** START OF Exercise materials **

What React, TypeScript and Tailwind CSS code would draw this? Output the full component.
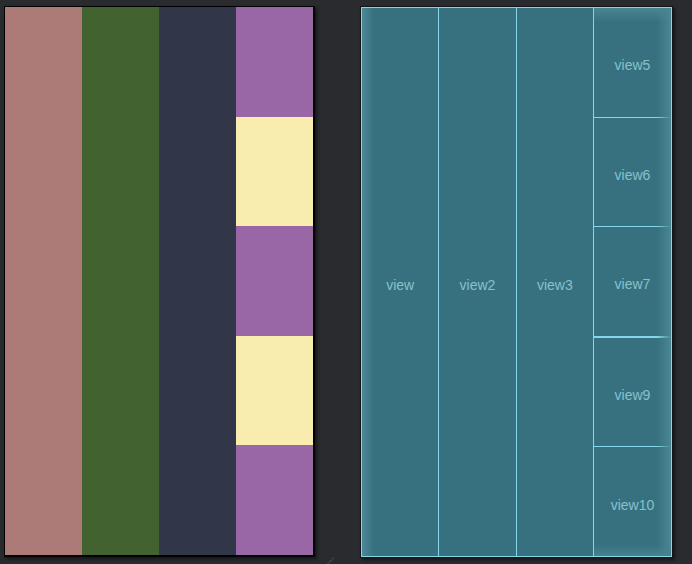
import React from "react";

const font = { fontFamily: '"Liberation Sans", Arial, sans-serif' };

function Cell({ label, className = "" }: { label: string; className?: string }) {
  return (
    <div
      className={`flex flex-1 items-center justify-center pt-[7px] text-[14px] font-light text-[#86c1cd] ${className}`}
    >
      {label}
    </div>
  );
}

export default function App() {
  return (
    <div className="relative h-[564px] w-[692px] bg-[#2a2b2f]" style={font}>
      <div className="flex pt-[6px]">
        {/* Left panel */}
        <div className="ml-[4px] flex h-[551px] w-[311px] border-t border-l border-b-2 border-r-2 border-black shadow-[2px_2px_3px_rgba(0,0,0,0.5)]">
          <div className="w-[77px] bg-[#ad7b77]" />
          <div className="w-[77px] bg-[#426330]" />
          <div className="w-[77px] bg-[#323649]" />
          <div className="flex flex-1 flex-col">
            <div className="h-[110px] bg-[#9966a6]" />
            <div className="h-[109px] bg-[#f8edae]" />
            <div className="h-[110px] bg-[#9966a6]" />
            <div className="h-[109px] bg-[#f8edae]" />
            <div className="flex-1 bg-[#9966a6]" />
          </div>
        </div>

        {/* Right panel */}
        <div className="ml-[45px] h-[552px] w-[313px] border border-[#141518] shadow-[2px_2px_3px_rgba(0,0,0,0.5)]">
          <div className="relative flex h-full w-full border border-[#84d6e8] bg-[#37717f]">
            <div className="pointer-events-none absolute left-0 top-0 h-full w-[12px] bg-gradient-to-r from-[#4c8897] to-transparent" />
            <Cell label="view" className="border-r border-[#84d6e8]" />
            <Cell label="view2" className="border-r border-[#84d6e8]" />
            <Cell label="view3" className="border-r border-[#84d6e8]" />
            <div className="relative flex w-[77px] flex-col">
              <Cell label="view5" className="border-b border-[#84d6e8]" />
              <Cell label="view6" className="border-b border-[#84d6e8]" />
              <Cell label="view7" className="border-b-2 border-[#84d6e8]" />
              <Cell label="view9" className="border-b border-[#84d6e8]" />
              <Cell label="view10" />
              <div className="pointer-events-none absolute right-0 top-0 h-full w-[14px] bg-gradient-to-l from-[#4b8694] to-transparent" />
              <div className="pointer-events-none absolute left-0 top-0 h-[14px] w-full bg-gradient-to-b from-[#4a8593] to-transparent" />
              <div className="pointer-events-none absolute bottom-0 left-0 h-[12px] w-full bg-gradient-to-t from-[#47818f] to-transparent" />
            </div>
          </div>
        </div>
      </div>

      {/* resize grip */}
      <svg className="absolute left-[327px] top-[557px]" width="8" height="7" viewBox="0 0 8 7">
        <line x1="1" y1="6.5" x2="7" y2="0.5" stroke="#7d7f85" strokeWidth="1" strokeDasharray="1 1" />
      </svg>
    </div>
  );
}
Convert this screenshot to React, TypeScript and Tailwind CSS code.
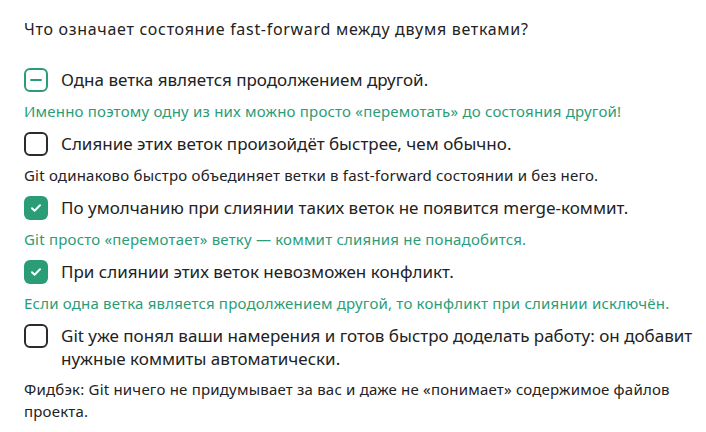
const options = [
  {
    text: "Одна ветка является продолжением другой.",
    state: "partial",
    note: "Именно поэтому одну из них можно просто «перемотать» до состояния другой!",
    ok: true,
  },
  {
    text: "Слияние этих веток произойдёт быстрее, чем обычно.",
    state: "empty",
    note: "Git одинаково быстро объединяет ветки в fast-forward состоянии и без него.",
    ok: false,
  },
  {
    text: "По умолчанию при слиянии таких веток не появится merge-коммит.",
    state: "checked",
    note: "Git просто «перемотает» ветку — коммит слияния не понадобится.",
    ok: true,
  },
  {
    text: "При слиянии этих веток невозможен конфликт.",
    state: "checked",
    note: "Если одна ветка является продолжением другой, то конфликт при слиянии исключён.",
    ok: true,
  },
  {
    text: "Git уже понял ваши намерения и готов быстро доделать работу: он добавит нужные коммиты автоматически.",
    state: "empty",
    note: "Фидбэк: Git ничего не придумывает за вас и даже не «понимает» содержимое файлов проекта.",
    ok: false,
  },
];

const Box = ({ state }: { state: string }) => {
  if (state === "checked") {
    return (
      <span className="w-6 h-6 shrink-0 rounded-md bg-[#2a9d77] flex items-center justify-center">
        <svg width="12" height="10" viewBox="0 0 12 10" fill="none">
          <path d="M2 5.2l2.6 2.5L10 2.3" stroke="white" strokeWidth="2" strokeLinecap="round" strokeLinejoin="round" />
        </svg>
      </span>
    );
  }
  if (state === "partial") {
    return (
      <span className="w-6 h-6 shrink-0 rounded-md border-2 border-[#2a9d77] flex items-center justify-center">
        <span className="w-3 h-[2px] bg-[#2a9d77] rounded" />
      </span>
    );
  }
  return <span className="w-6 h-6 shrink-0 rounded-md border-2 border-[#2b2b2b]" />;
};

export default function App() {
  return (
    <div className="min-h-screen bg-white pl-6 pr-1 pt-[17px] text-[#222] font-['Noto_Sans',sans-serif]">
      <h1 className="text-base tracking-[0.7px] leading-6 mb-[27px]">
        Что означает состояние fast-forward между двумя ветками?
      </h1>

      <div className="flex flex-col">
        {options.map((o, i) => (
          <div key={i} className="mb-[10px]">
            <label className="flex gap-[13px] items-start">
              <Box state={o.state} />
              <span className="text-[17px] leading-[23px]">{o.text}</span>
            </label>
            <p
              className={
                "text-[15px] tracking-[0.2px] leading-[22px] mt-[8px] " +
                (o.ok ? "text-[#2a9d77]" : "text-[#222]")
              }
            >
              {o.note}
            </p>
          </div>
        ))}
      </div>
    </div>
  );
}
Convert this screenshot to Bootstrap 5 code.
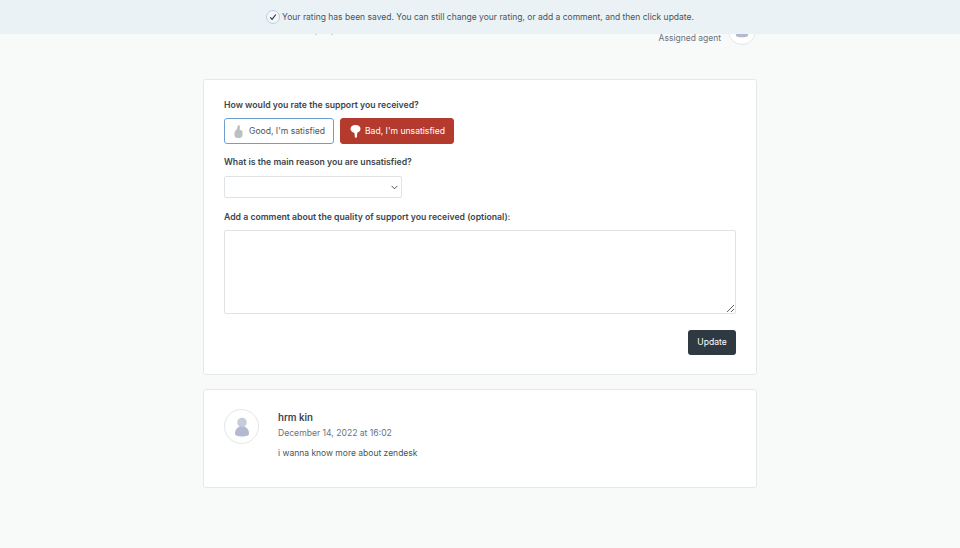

** END OF Exercise materials **

**Given request**
Of the lines above, how many contain the word "Tailwind"? Provide the number and nothing else.

**Worked solution**
2